──────── Information shown
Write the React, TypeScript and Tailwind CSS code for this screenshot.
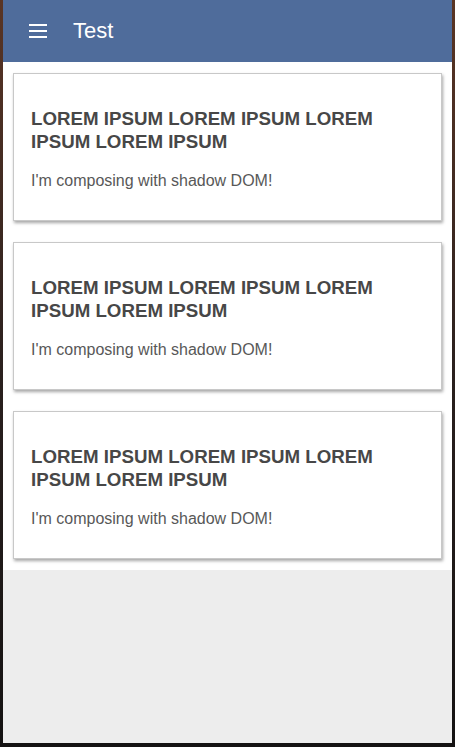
const cards = [1, 2, 3];

const MenuIcon = () => (
  <svg width="18" height="14" viewBox="0 0 18 14" aria-hidden="true">
    <rect x="0" y="0" width="18" height="2" fill="#ffffff" />
    <rect x="0" y="6" width="18" height="2" fill="#ffffff" />
    <rect x="0" y="12" width="18" height="2" fill="#ffffff" />
  </svg>
);

const Card = () => (
  <div className="border border-[#c8c8c8] bg-white px-[17px] pt-[34px] pb-[27px] shadow-[1px_2px_3px_rgba(0,0,0,0.35)]">
    <h2 className="text-[18.72px] leading-[22.5px] font-bold uppercase text-[#474747]">
      Lorem ipsum lorem ipsum lorem ipsum lorem ipsum
    </h2>
    <p className="mt-[16px] text-[16px] leading-[24px] text-[#585858]">
      I'm composing with shadow DOM!
    </p>
  </div>
);

export default function App() {
  return (
    <div className="flex h-[747px] w-[455px] bg-gradient-to-b from-[#5a3524] via-[#2a201e] to-[#141212] px-[3px] pb-[4px] font-['Liberation_Sans',Arial,sans-serif]">
      <div className="flex flex-1 flex-col bg-[#ededed]">
        {/* Header */}
        <header className="flex h-[62px] shrink-0 items-center bg-[#4f6c9b] pl-[26px]">
          <MenuIcon />
          <h1 className="ml-[26px] text-[22px] leading-none text-white">Test</h1>
        </header>

        {/* Cards */}
        <main className="flex flex-col gap-[21px] bg-white px-[10px] pt-[11px] pb-[11px]">
          {cards.map((c) => (
            <Card key={c} />
          ))}
        </main>
      </div>
    </div>
  );
}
────────────────
Directions for this task:
Leaving the pictures aside, transcribe the entire listing exactly.

Answer to this exercise:
Write the React, TypeScript and Tailwind CSS code for this screenshot.
const cards = [1, 2, 3];

const MenuIcon = () => (
  <svg width="18" height="14" viewBox="0 0 18 14" aria-hidden="true">
    <rect x="0" y="0" width="18" height="2" fill="#ffffff" />
    <rect x="0" y="6" width="18" height="2" fill="#ffffff" />
    <rect x="0" y="12" width="18" height="2" fill="#ffffff" />
  </svg>
);

const Card = () => (
  <div className="border border-[#c8c8c8] bg-white px-[17px] pt-[34px] pb-[27px] shadow-[1px_2px_3px_rgba(0,0,0,0.35)]">
    <h2 className="text-[18.72px] leading-[22.5px] font-bold uppercase text-[#474747]">
      Lorem ipsum lorem ipsum lorem ipsum lorem ipsum
    </h2>
    <p className="mt-[16px] text-[16px] leading-[24px] text-[#585858]">
      I'm composing with shadow DOM!
    </p>
  </div>
);

export default function App() {
  return (
    <div className="flex h-[747px] w-[455px] bg-gradient-to-b from-[#5a3524] via-[#2a201e] to-[#141212] px-[3px] pb-[4px] font-['Liberation_Sans',Arial,sans-serif]">
      <div className="flex flex-1 flex-col bg-[#ededed]">
        {/* Header */}
        <header className="flex h-[62px] shrink-0 items-center bg-[#4f6c9b] pl-[26px]">
          <MenuIcon />
          <h1 className="ml-[26px] text-[22px] leading-none text-white">Test</h1>
        </header>

        {/* Cards */}
        <main className="flex flex-col gap-[21px] bg-white px-[10px] pt-[11px] pb-[11px]">
          {cards.map((c) => (
            <Card key={c} />
          ))}
        </main>
      </div>
    </div>
  );
}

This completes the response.